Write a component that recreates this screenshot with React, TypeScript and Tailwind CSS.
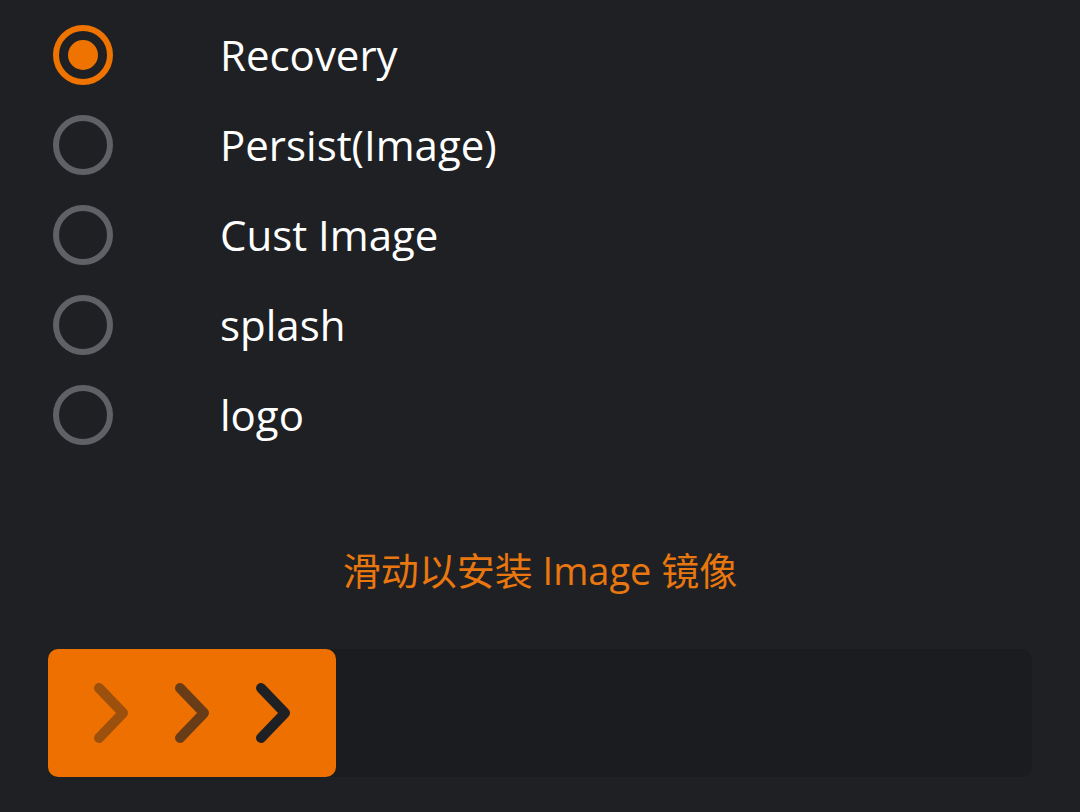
import React from 'react';

const options = ['Recovery', 'Persist(Image)', 'Cust Image', 'splash', 'logo'];

function Radio({ checked }: { checked: boolean }) {
  return (
    <span
      className={
        checked
          ? 'w-[60px] h-[60px] rounded-full border-[6px] border-[#ee7300] flex items-center justify-center shrink-0'
          : 'w-[60px] h-[60px] rounded-full border-[6px] border-[#5f6166] shrink-0'
      }
    >
      {checked && <span className="w-[30px] h-[30px] rounded-full bg-[#ee7300]"></span>}
    </span>
  );
}

function Chevron({ className }: { className: string }) {
  return (
    <svg width="44" height="70" viewBox="0 0 44 70" className={className}>
      <path d="M10 10 L34 35 L10 60" fill="none" stroke="currentColor" strokeWidth="10" strokeLinecap="round" strokeLinejoin="round" />
    </svg>
  );
}

export default function App() {
  return (
    <div
      className="w-[1080px] h-[812px] bg-[#1f2023] flex flex-col overflow-hidden"
      style={{ fontFamily: '"Open Sans", "Noto Sans CJK SC", sans-serif' }}
    >
      {/* Option list */}
      <div className="pt-[10px] pl-[53px] flex flex-col">
        {options.map((item, index) => (
          <div key={index} className="h-[90px] flex items-center">
            <Radio checked={index === 0} />
            <span className="ml-[107px] text-[42px] leading-none text-white">{item}</span>
          </div>
        ))}
      </div>

      {/* Hint */}
      <div className="mt-[88px] text-center text-[38px] leading-[44px] text-[#e9770f]">
        滑动以安装 Image 镜像
      </div>

      {/* Slider */}
      <div className="mt-[57px] mx-[48px] h-[128px] rounded-[10px] bg-[#1b1c1f] flex">
        <div className="w-[288px] h-full rounded-[10px] bg-[#ee7000] flex items-center pl-[41px] gap-[37px]">
          <Chevron className="text-[#1f2023]/40" />
          <Chevron className="text-[#1f2023]/65" />
          <Chevron className="text-[#1f2023]" />
        </div>
      </div>
    </div>
  );
}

### Problem requirements
Exactly as written, return every line of the listing, but not the pictures.

### Finished answer
Write a component that recreates this screenshot with React, TypeScript and Tailwind CSS.
import React from 'react';

const options = ['Recovery', 'Persist(Image)', 'Cust Image', 'splash', 'logo'];

function Radio({ checked }: { checked: boolean }) {
  return (
    <span
      className={
        checked
          ? 'w-[60px] h-[60px] rounded-full border-[6px] border-[#ee7300] flex items-center justify-center shrink-0'
          : 'w-[60px] h-[60px] rounded-full border-[6px] border-[#5f6166] shrink-0'
      }
    >
      {checked && <span className="w-[30px] h-[30px] rounded-full bg-[#ee7300]"></span>}
    </span>
  );
}

function Chevron({ className }: { className: string }) {
  return (
    <svg width="44" height="70" viewBox="0 0 44 70" className={className}>
      <path d="M10 10 L34 35 L10 60" fill="none" stroke="currentColor" strokeWidth="10" strokeLinecap="round" strokeLinejoin="round" />
    </svg>
  );
}

export default function App() {
  return (
    <div
      className="w-[1080px] h-[812px] bg-[#1f2023] flex flex-col overflow-hidden"
      style={{ fontFamily: '"Open Sans", "Noto Sans CJK SC", sans-serif' }}
    >
      {/* Option list */}
      <div className="pt-[10px] pl-[53px] flex flex-col">
        {options.map((item, index) => (
          <div key={index} className="h-[90px] flex items-center">
            <Radio checked={index === 0} />
            <span className="ml-[107px] text-[42px] leading-none text-white">{item}</span>
          </div>
        ))}
      </div>

      {/* Hint */}
      <div className="mt-[88px] text-center text-[38px] leading-[44px] text-[#e9770f]">
        滑动以安装 Image 镜像
      </div>

      {/* Slider */}
      <div className="mt-[57px] mx-[48px] h-[128px] rounded-[10px] bg-[#1b1c1f] flex">
        <div className="w-[288px] h-full rounded-[10px] bg-[#ee7000] flex items-center pl-[41px] gap-[37px]">
          <Chevron className="text-[#1f2023]/40" />
          <Chevron className="text-[#1f2023]/65" />
          <Chevron className="text-[#1f2023]" />
        </div>
      </div>
    </div>
  );
}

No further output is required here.